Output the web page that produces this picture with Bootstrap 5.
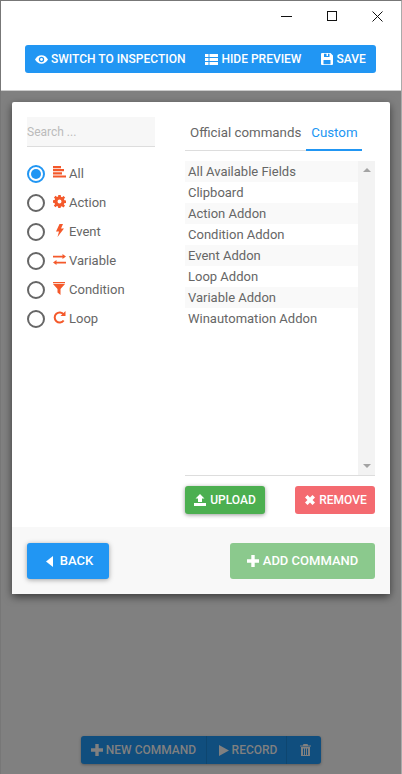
<!DOCTYPE html>
<html lang="en"><head><meta charset="utf-8"><title>Commands</title>
<link href="https://cdn.jsdelivr.net/npm/bootstrap@5.3.0/dist/css/bootstrap.min.css" rel="stylesheet">
<style>
html,body{height:100%;margin:0}
body{font-family:Roboto,"Liberation Sans",sans-serif;font-size:13px;color:#666;background:#808080;overflow:hidden}
.shell{height:774px;border-top:1px solid #777;border-left:1px solid #777;border-right:1px solid #aaa;display:flex;flex-direction:column}
.topbar{height:90px;background:#fff;border-bottom:1px solid #ccc;flex:none;padding:0 25px 0 24px}
.winctl{height:44px;justify-content:flex-end;margin-right:-24px}
.winctl span{width:45.500px;height:30px;display:flex;align-items:center;justify-content:center}
.tb{background:#2196f3;border-radius:3px;height:28px;color:#fff;font-size:12px;font-weight:500;display:flex;align-items:center;padding:0 0 0 10px;gap:20px;white-space:nowrap}
.tb span,.bt{display:inline-flex;align-items:center;gap:3px}
.stage{flex:1;background:#808080;display:flex;flex-direction:column;min-height:0;padding:11px 11px 10px 11px}
.dlg{width:378px;height:492px;background:#fff;border-radius:2px;box-shadow:0 3px 8px rgba(0,0,0,.55);flex:none;display:flex;flex-direction:column}
.dbody{height:425px;display:flex;padding:15px 15px 0 15px;flex:none}
.lft{width:128px;flex:none}
.rgt{width:190px;margin-left:30px;flex:none}
.srch{height:30px;background:#f7f7f7;border-bottom:1px solid #ddd;color:#bbb;font-size:12px;line-height:30px;margin-bottom:12px}
.opt{height:29px;display:flex;align-items:center;gap:7px;font-size:13px}
.rad{width:18px;height:18px;border:2px solid #666;border-radius:50%;flex:none;display:block}
.rad.on{border-color:#2196f3;position:relative}
.rad.on::after{content:"";position:absolute;inset:2px;background:#2196f3;border-radius:50%}
.ic{width:14px;height:14px;display:flex;align-items:center;justify-content:center;flex:none;margin-right:-4px;margin-top:-3px}
.tabsx{width:177px;height:34px;border-bottom:1px solid #ddd;display:flex;font-size:13.3px}
.tabsx span{padding:6px 5px 0 5px;line-height:20px;white-space:nowrap}
.tabsx .act{color:#2196f3;border-bottom:2px solid #2196f3;height:34px;width:56px}
.lbox{height:315px;margin-top:10px;border-bottom:1px solid #ddd;display:flex}
.itms{flex:1;list-style:none;margin:0;padding:0}
.itms li{height:21px;line-height:21px;padding-left:3px}
.itms li:nth-child(odd){background:#f9f9f9}
.sb{width:17px;background:#f3f3f3;display:flex;flex-direction:column;justify-content:space-between;align-items:center;padding:7px 0}
.arw{width:0;height:0;border-left:4px solid transparent;border-right:4px solid transparent}
.arw.u{border-bottom:4px solid #a3a3a3}.arw.d{border-top:4px solid #a3a3a3}
.acts{display:flex;justify-content:space-between;margin-top:10px}
.bt{height:28px;border-radius:3px;color:#fff;font-size:12px;font-weight:500;justify-content:center}
.up{width:80px;background:#4caf50;box-shadow:0 1px 4px rgba(0,0,0,.4);gap:4px}
.rm{width:80px;background:#f46a70;gap:4px;padding-left:2px}
.dfoot{flex:1;background:#f8f8f8;display:flex;justify-content:space-between;align-items:flex-start;padding:16px 15px 0 15px}
.bk{width:82px;height:36px;background:#2196f3;font-size:13px;font-weight:500;color:#fff;border-radius:3px;box-shadow:0 1px 5px rgba(0,0,0,.35);display:flex;align-items:center;justify-content:center;gap:7px;padding-left:3px}
.ad{width:145px;height:36px;background:#8bc98d;font-size:13px;font-weight:500;color:#fff;border-radius:3px;display:flex;align-items:center;justify-content:center;gap:4px}
.dockx{margin:auto 0 0 69px;width:240px;height:28px;background:#104e7e;border-radius:3px;color:#808080;font-size:12px;font-weight:500;display:flex;box-shadow:0 1px 3px rgba(0,0,0,.3)}
.dockx span{display:flex;align-items:center;justify-content:center;gap:3px;border-right:1px solid #0e4670}
.dockx span:last-child{border:0}
.d1{width:126px}.d2{width:80px;padding-left:3px}.d3{width:34px;padding-left:2px}
</style></head><body>
<div class="shell">
<header class="topbar">
<div class="d-flex winctl">
<span><svg width="11" height="11"><path d="M0 5.500h11" stroke="#111"/></svg></span>
<span><svg width="10" height="10"><rect x=".5" y=".5" width="9" height="9" fill="none" stroke="#111"/></svg></span>
<span><svg width="11" height="11"><path d="M.5.5l10 10M10.500.5l-10 10" stroke="#111"/></svg></span>
</div>
<div class="tb">
<span><svg width="13" height="11" viewBox="0 0 14 11"><path fill="#fff" fill-rule="evenodd" d="M7 1C4 1 1.600 2.700 0 5.500 1.600 8.300 4 10 7 10s5.400-1.700 7-4.500C12.400 2.700 10 1 7 1zM7 2.600a2.900 2.900 0 1 0 0 5.800 2.900 2.900 0 0 0 0-5.800z"/><circle cx="7" cy="5.500" r="1.500" fill="#fff"/></svg>SWITCH TO INSPECTION</span>
<span><svg width="13" height="11" viewBox="0 0 13 11"><path fill="#fff" d="M0 0h3.500v3H0zM4.500 0H13v3H4.500zM0 4h3.500v3H0zM4.500 4H13v3H4.500zM0 8h3.500v3H0zM4.500 8H13v3H4.500z"/></svg>HIDE PREVIEW</span>
<span><svg width="12" height="12" viewBox="0 0 12 12"><path fill="#fff" fill-rule="evenodd" d="M0 1q0-1 1-1h8.500L12 2.500V11q0 1-1 1H1q-1 0-1-1zM3 .8V4h5.500V.8H7V3H5.500V.8zM2.500 7v4.200h7V7z"/></svg>SAVE</span>
</div>
</header>
<main class="stage">
<section class="dlg">
<div class="dbody">
<div class="lft">
<div class="srch">Search ...</div>
<div class="opt"><i class="rad on"></i><b class="ic"><svg width="13" height="12" viewBox="0 0 13 12"><path fill="#f4592b" d="M0 0h8v2.200H0zM0 3h11v2.200H0zM0 6.200h9v2.200H0zM0 9.400h13v2.200H0z"/></svg></b><span>All</span></div>
<div class="opt"><i class="rad"></i><b class="ic"><svg width="13" height="13" viewBox="0 0 13 13"><path fill="#f4592b" fill-rule="evenodd" d="M5.300 0h2.400l.3 1.800 1.100.5L10.600 1l1.600 1.700-1.300 1.400.5 1.100 1.600.3v2.400l-1.800.3-.4 1.100 1.200 1.500-1.700 1.600-1.400-1.200-1.100.5-.3 1.800H5.300L5 11.600l-1.100-.5L2.400 12.300.8 10.600 2 9.200 1.500 8 0 7.700V5.300l1.600-.3.500-1.100L1 2.500 2.600.8 4 2l1.100-.4zM6.500 4.500a2 2 0 1 0 0 4 2 2 0 0 0 0-4z"/></svg></b><span>Action</span></div>
<div class="opt"><i class="rad"></i><b class="ic"><svg width="9" height="13" viewBox="0 0 9 13"><path fill="#f4592b" d="M4.500 0h3.500L6 4.500h3L2.500 13 4 7.500H1z"/></svg></b><span>Event</span></div>
<div class="opt"><i class="rad"></i><b class="ic"><svg width="13" height="11" viewBox="0 0 13 11"><path fill="#f4592b" d="M9.500 0L13 2.500 9.500 5V3.500H0V1.700h9.500zM3.500 6v1.700H13v1.800H3.500V11L0 8.500z"/></svg></b><span>Variable</span></div>
<div class="opt"><i class="rad"></i><b class="ic"><svg width="12" height="13" viewBox="0 0 12 13"><path fill="#f4592b" d="M0 0h12v1.200H0zM0 2h12L7.500 7v6l-3-2.500V7z"/></svg></b><span>Condition</span></div>
<div class="opt"><i class="rad"></i><b class="ic"><svg width="13" height="13" viewBox="0 0 13 13"><path fill="none" stroke="#f4592b" stroke-width="2" d="M10.700 9.500a5 5 0 1 1 0-6"/><path fill="#f4592b" d="M12.500 0v5h-5z"/></svg></b><span>Loop</span></div>
</div>
<div class="rgt">
<div class="tabsx"><span>Official commands</span><span class="act">Custom</span></div>
<div class="lbox">
<ul class="itms"><li>All Available Fields</li><li>Clipboard</li><li>Action Addon</li><li>Condition Addon</li><li>Event Addon</li><li>Loop Addon</li><li>Variable Addon</li><li>Winautomation Addon</li></ul>
<div class="sb"><i class="arw u"></i><i class="arw d"></i></div>
</div>
<div class="acts">
<div class="bt up"><svg width="12" height="12" viewBox="0 0 12 12"><path fill="#fff" d="M6 0l4.500 4.500H8V8H4V4.500H1.500zM0 9h12v3H0z"/></svg>UPLOAD</div>
<div class="bt rm"><svg width="10" height="10" viewBox="0 0 10 10"><path fill="#fff" d="M2.500 0L5 2.500 7.500 0 10 2.500 7.500 5 10 7.500 7.500 10 5 7.500 2.500 10 0 7.500 2.500 5 0 2.500z"/></svg>REMOVE</div>
</div>
</div>
</div>
<div class="dfoot">
<div class="bk"><svg width="7" height="11" viewBox="0 0 7 11"><path fill="#fff" d="M7 0v11L0 5.500z"/></svg>BACK</div>
<div class="ad"><svg width="12" height="12" viewBox="0 0 12 12"><path fill="#fff" d="M4.300 0h3.400v4.300H12v3.400H7.700V12H4.300V7.700H0V4.300h4.300z"/></svg>ADD COMMAND</div>
</div>
</section>
<div class="dockx">
<span class="d1"><svg width="12" height="12" viewBox="0 0 12 12"><path fill="#808080" d="M4.300 0h3.400v4.300H12v3.400H7.700V12H4.300V7.700H0V4.300h4.300z"/></svg>NEW COMMAND</span>
<span class="d2"><svg width="10" height="11" viewBox="0 0 10 11"><path fill="#808080" d="M0 0l10 5.500L0 11z"/></svg>RECORD</span>
<span class="d3"><svg width="11" height="12" viewBox="0 0 11 12"><path fill="#808080" fill-rule="evenodd" d="M3.500 0h4l.7 1.500H11v1H0v-1h2.800zM1 3h9v9H1zM3 4.500V11h1V4.500zM5 4.500V11h1V4.500zM7 4.500V11h1V4.500z"/></svg></span>
</div>
</main>
</div>
</body></html>
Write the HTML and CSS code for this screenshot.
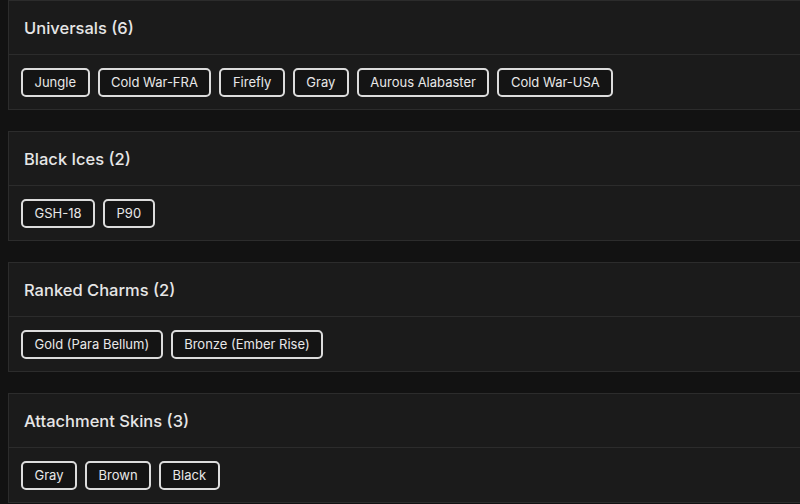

______________________________

Look over the listing. Pull out every line with the string "this" in it.

Output the web page that produces this picture with Bootstrap 5.
Write the HTML and CSS code for this screenshot.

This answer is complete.